Alexander Young (20 October 1925 – 2 March 2010) was a Scottish footballer and coach. He played at centre-half for the league-winning Aberdeen team of 1954–55, and was inducted into the Aberdeen FC "Hall of Fame" as one of the founding members in 2003.

==Playing career==

Young began his playing career in junior football in the West of Scotland, playing for Kilsyth Rangers and Blantyre Victoria – with whom he won a Scottish Junior Cup in 1950 – before signing for Aberdeen at the relatively late age of 24. He was a mainstay of the successful Aberdeen side of the 1950s, playing in every game of the league championship season in 1954–55, and appearing in two Scottish Cup finals, in 1953 and 1954. In the second of these finals, Young scored an own goal to open the scoring for Celtic, who went on to win 2–1.
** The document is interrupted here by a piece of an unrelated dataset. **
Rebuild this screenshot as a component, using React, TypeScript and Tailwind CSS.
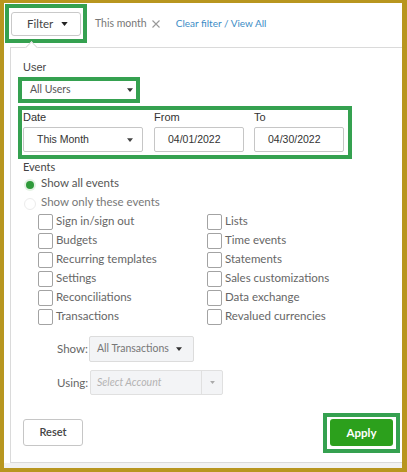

Young never appeared for the Scotland national team, despite being a highly regarded defender, and having captained the junior international side. Archie Glen, one of Young's teammates in the league-winning side, considered him to be one of that side's more under-rated players:
People still speak about his famous sliding tackle, but he could do more than that. The fans were not in a position to know that Alec was an extremely thoughtful person, always concerned for the people around him.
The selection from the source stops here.